My 2:30 lesson was waiting for me on the sand, practicing her balance by standing on one leg. She was a tanned, brunette beauty that instantly stole my heart. 8 years old and enthusiastic, kids are secretly my favorite lessons to teach because they always have fun! Full of energy and spirit she told me her Hawaiian inspired name and we slapped a sandy high five.
She lasted about 15 minutes in the ocean, then asked if we could take a break. A break turned into the entire lesson of us playing on the sand and running into the crashing waves. We built sand castles and raced each other, letting her win every time she had a smile from ear to ear. I told her she was my new mermaid friend as she looked into my eyes and giggled. Throwing her on my shoulders and spinning her around into the ocean she persisted in asking “Can we do that again?!” Sand fights, summersaults and naming sand crabs was the end of our time together.
At 4:15pm it’s time to pack away our portable office. Prop each surfboard up. Sweep off the sand. Wrap each leash around the fin. We carry the 28 boards that were being used back to the storage container, break down the tent and then hang up the wetsuits in our white, milk truck/surf van. We are exhausted and sun fried. We all say goodbyes with a casual “later” or a lethargic thrown up peace sign, knowing we’ll all be seeing each other tomorrow.
Since the boss was not on the beach I text him with an account of the day’s happenings, how much was collected who paid their balance and which instructors were paid.
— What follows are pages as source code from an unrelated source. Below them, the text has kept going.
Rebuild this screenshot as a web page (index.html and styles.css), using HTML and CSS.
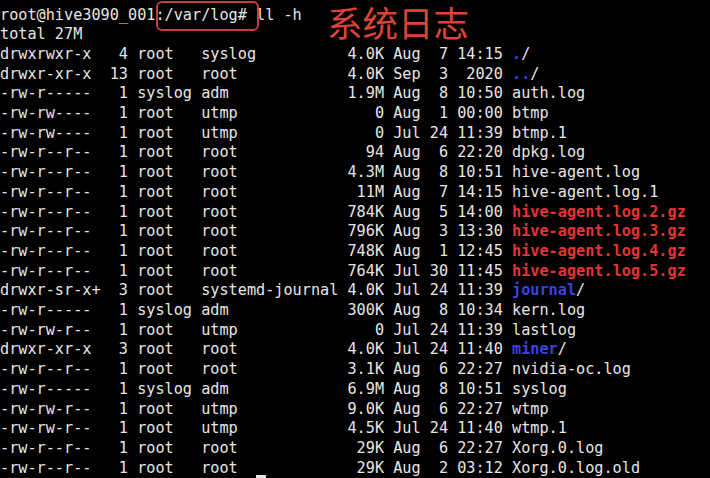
FILE: index.html
```html
<!DOCTYPE html>
<html lang="zh-CN">
<head>
<meta charset="utf-8">
<title>/var/log</title>
<link rel="stylesheet" href="styles.css">
</head>
<body>
<div class="term">
<pre class="screen">root@hive3090_001:/var/log# ll -h
total 27M
drwxrwxr-x   4 root   syslog          4.0K Aug  7 14:15 <span class="dir">.</span>/
drwxr-xr-x  13 root   root            4.0K Sep  3  2020 <span class="dir">..</span>/
-rw-r-----   1 syslog adm             1.9M Aug  8 10:50 auth.log
-rw-rw----   1 root   utmp               0 Aug  1 00:00 btmp
-rw-rw----   1 root   utmp               0 Jul 24 11:39 btmp.1
-rw-r--r--   1 root   root              94 Aug  6 22:20 dpkg.log
-rw-r--r--   1 root   root            4.3M Aug  8 10:51 hive-agent.log
-rw-r--r--   1 root   root             11M Aug  7 14:15 hive-agent.log.1
-rw-r--r--   1 root   root            784K Aug  5 14:00 <span class="gz">hive-agent.log.2.gz</span>
-rw-r--r--   1 root   root            796K Aug  3 13:30 <span class="gz">hive-agent.log.3.gz</span>
-rw-r--r--   1 root   root            748K Aug  1 12:45 <span class="gz">hive-agent.log.4.gz</span>
-rw-r--r--   1 root   root            764K Jul 30 11:45 <span class="gz">hive-agent.log.5.gz</span>
drwxr-sr-x+  3 root   systemd-journal 4.0K Jul 24 11:39 <span class="dir">journal</span>/
-rw-r-----   1 syslog adm             300K Aug  8 10:34 kern.log
-rw-rw-r--   1 root   utmp               0 Jul 24 11:39 lastlog
drwxr-xr-x   3 root   root            4.0K Jul 24 11:40 <span class="dir">miner</span>/
-rw-r--r--   1 root   root            3.1K Aug  6 22:27 nvidia-oc.log
-rw-r-----   1 syslog adm             6.9M Aug  8 10:51 syslog
-rw-rw-r--   1 root   utmp            9.0K Aug  6 22:27 wtmp
-rw-rw-r--   1 root   utmp            4.5K Jul 24 11:40 wtmp.1
-rw-r--r--   1 root   root             29K Aug  6 22:27 Xorg.0.log
-rw-r--r--   1 root   root             29K Aug  2 03:12 Xorg.0.log.old
                            <span class="cursor"></span></pre>
<div class="mark"></div>
<div class="note">系统日志</div>
</div>
</body>
</html>
```

FILE: styles.css
```css
html, body {
  margin: 0;
  padding: 0;
  background: #000;
  width: 710px;
  height: 478px;
  overflow: hidden;
}

.term {
  position: relative;
  width: 710px;
  height: 478px;
  background: #000;
  overflow: hidden;
}

.screen {
  margin: 0;
  padding: 5.5px 0 0 0;
  font-family: "DejaVu Sans Mono", "Liberation Mono", monospace;
  font-size: 15.2px;
  line-height: 19.7px;
  color: #e6e6e6;
  white-space: pre;
}

.dir {
  color: #3c42e0;
  font-weight: bold;
}

.gz {
  color: #e23535;
  font-weight: bold;
}

.cursor {
  display: inline-block;
  width: 10px;
  height: 12px;
  margin-top: -3px;
  background: #e6e6e6;
  vertical-align: top;
}

.mark {
  position: absolute;
  left: 156px;
  top: 1px;
  width: 103px;
  height: 30px;
  box-sizing: border-box;
  border: 2px solid #cc3b3b;
  border-radius: 6px;
}

.note {
  position: absolute;
  left: 327px;
  top: 4px;
  font-family: "Noto Sans CJK SC", sans-serif;
  font-size: 35.5px;
  line-height: 1;
  color: #dc4336;
}
```
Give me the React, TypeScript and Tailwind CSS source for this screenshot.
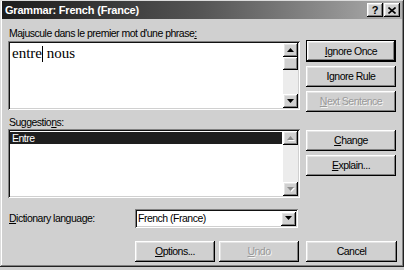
import React from "react";

const raised =
  "shadow-[inset_-1px_-1px_#000,inset_1px_1px_#fff,inset_-2px_-2px_#808080,inset_2px_2px_#e4e4e4]";
const sunken =
  "shadow-[inset_1px_1px_#808080,inset_-1px_-1px_#fff,inset_2px_2px_#111,inset_-2px_-2px_#d0d0d0]";

function Arrow({ down, disabled }: { down?: boolean; disabled?: boolean }) {
  return (
    <div className={`h-[14px] w-[15px] shrink-0 bg-[#d0d0d0] ${raised} flex items-center justify-center`}>
      <svg width="7" height="5" viewBox="0 0 7 5" className={disabled ? "drop-shadow-[1px_1px_0_#fff]" : ""}>
        <polygon
          points={down ? "0,0 7,0 3.5,4" : "0,4 7,4 3.5,0"}
          fill={disabled ? "#8a8a8a" : "#000"}
        />
      </svg>
    </div>
  );
}

function ScrollBar({ disabled }: { disabled?: boolean }) {
  return (
    <div className="w-[15px] h-full flex flex-col bg-[#ececec]">
      <Arrow disabled={disabled} />
      {!disabled && <div className={`h-[13px] w-[15px] bg-[#d0d0d0] ${raised}`} />}
      <div className="flex-1" />
      <Arrow down disabled={disabled} />
    </div>
  );
}

function Btn({
  children,
  w = "w-[90px]",
  disabled,
  isDefault,
}: {
  children: React.ReactNode;
  w?: string;
  disabled?: boolean;
  isDefault?: boolean;
}) {
  return (
    <div className={`${w} ${isDefault ? "h-[22px] border border-black" : "h-[21px]"} shrink-0`}>
      <div
        className={`h-full w-full bg-[#d0d0d0] ${raised} flex items-center justify-center ${
          disabled ? "text-[#999] [text-shadow:1px_1px_0_#f4f4f4]" : "text-black"
        }`}
      >
        {children}
      </div>
    </div>
  );
}

export default function App() {
  return (
    <div className="w-[404px] h-[270px] bg-[#cfcfcf] font-['Liberation_Sans',Arial,sans-serif] text-[10.5px] leading-[13px] tracking-[-0.5px] text-black">
      <div className="h-[267px] w-[404px] bg-[#d0d0d0] shadow-[inset_-1px_-1px_#222,inset_1px_1px_#dcdcdc,inset_-2px_-2px_#808080,inset_2px_2px_#fff] px-[2px] pt-[1px] flex flex-col">
        {/* title bar */}
        <div className="h-[18px] bg-gradient-to-r from-[#1c1c1c] via-[#555] to-[#b0b0b0] flex items-center pl-[3px] pr-[2px]">
          <span className="text-white font-bold text-[11px] tracking-[-0.2px]">Grammar: French (France)</span>
          <div className="ml-auto flex gap-[1px]">
            <div className={`w-[16px] h-[14px] bg-[#d0d0d0] ${raised} flex items-center justify-center font-bold text-[11px] leading-none tracking-normal`}>
              ?
            </div>
            <div className={`w-[16px] h-[14px] bg-[#d0d0d0] ${raised} flex items-center justify-center`}>
              <svg width="8" height="7" viewBox="0 0 8 7">
                <path d="M0.5 0.5 L7.5 6.5 M7.5 0.5 L0.5 6.5" stroke="#000" strokeWidth="1.6" />
              </svg>
            </div>
          </div>
        </div>

        {/* body */}
        <div className="flex pl-[6px] pt-[8px] gap-[6px]">
          <div className="w-[292px] flex flex-col">
            <div className="pl-[1px]">
              Majuscule dans le premier mot d'une phrase<u>:</u>
            </div>
            <div className={`mt-[1px] h-[69px] bg-white ${sunken} flex p-[2px]`}>
              <div className="flex-1 pl-[2px] pt-[2px] font-['Liberation_Serif','Times_New_Roman',serif] text-[15px] leading-[17px] tracking-normal flex items-start">
                <span>entre</span>
                <span className="inline-block w-[1px] h-[16px] bg-black mt-[1px]" />
                <span className="whitespace-pre"> nous</span>
              </div>
              <ScrollBar />
            </div>
            <div className="mt-[6px] pl-[1px]">
              Suggestio<u>n</u>s:
            </div>
            <div className={`h-[69px] bg-white ${sunken} flex p-[2px]`}>
              <div className="flex-1 pt-[1px] pr-[1px]">
                <div className="h-[12px] bg-[#1e1e1e] text-white pl-[2px] leading-[12px]">Entre</div>
              </div>
              <ScrollBar disabled />
            </div>
            <div className="mt-[11px] flex items-center">
              <div className="w-[127px] pl-[1px]">
                <u>D</u>ictionary language:
              </div>
              <div className={`w-[163px] h-[19px] bg-white ${sunken} flex items-center p-[2px]`}>
                <span className="flex-1 pl-[1px]">French (France)</span>
                <Arrow down />
              </div>
            </div>
          </div>

          <div className="flex flex-col pt-[13px]">
            <Btn isDefault>
              <u>I</u>gnore Once
            </Btn>
            <div className="mt-[4px]">
              <Btn>
                I<u>g</u>nore Rule
              </Btn>
            </div>
            <div className="mt-[4px]">
              <Btn disabled>
                <u>N</u>ext Sentence
              </Btn>
            </div>
            <div className="mt-[18px]">
              <Btn>
                <u>C</u>hange
              </Btn>
            </div>
            <div className="mt-[4px]">
              <Btn>
                <u>E</u>xplain...
              </Btn>
            </div>
          </div>
        </div>

        {/* bottom buttons */}
        <div className="mt-[13px] flex pl-[133px]">
          <Btn w="w-[80px]">
            <u>O</u>ptions...
          </Btn>
          <div className="ml-[4px]">
            <Btn w="w-[80px]" disabled>
              <u>U</u>ndo
            </Btn>
          </div>
          <div className="ml-[7px]">
            <Btn w="w-[91px]">Cancel</Btn>
          </div>
        </div>
      </div>
    </div>
  );
}
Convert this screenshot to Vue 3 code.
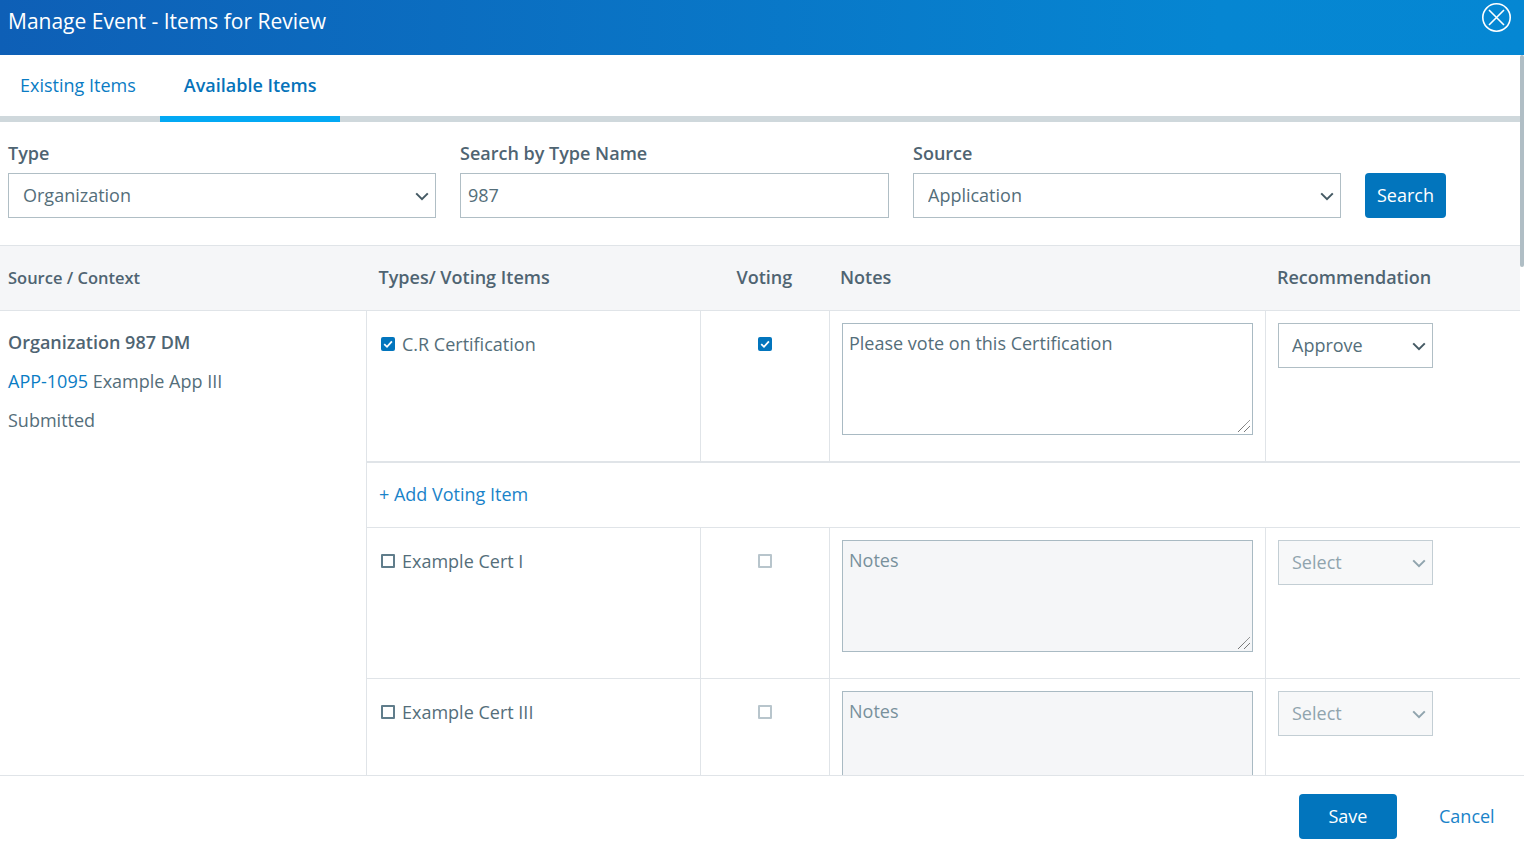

Headphones back in my ears and I hop into my car and head for home, with just enough energy to eat some grub and maybe watch a movie. Lacking all motivation but to fall into bed and leaving my sand covered sheets as is. “Consider it exfoliation”, I tell myself as I doze off into a sandy, salty dreamland.
But that's the life of a surf instructor. Salty hair, sunburns layered under soggy pruned skin, water logged ear drums and sand everywhere but enough memories and “stoke” to last a lifetime.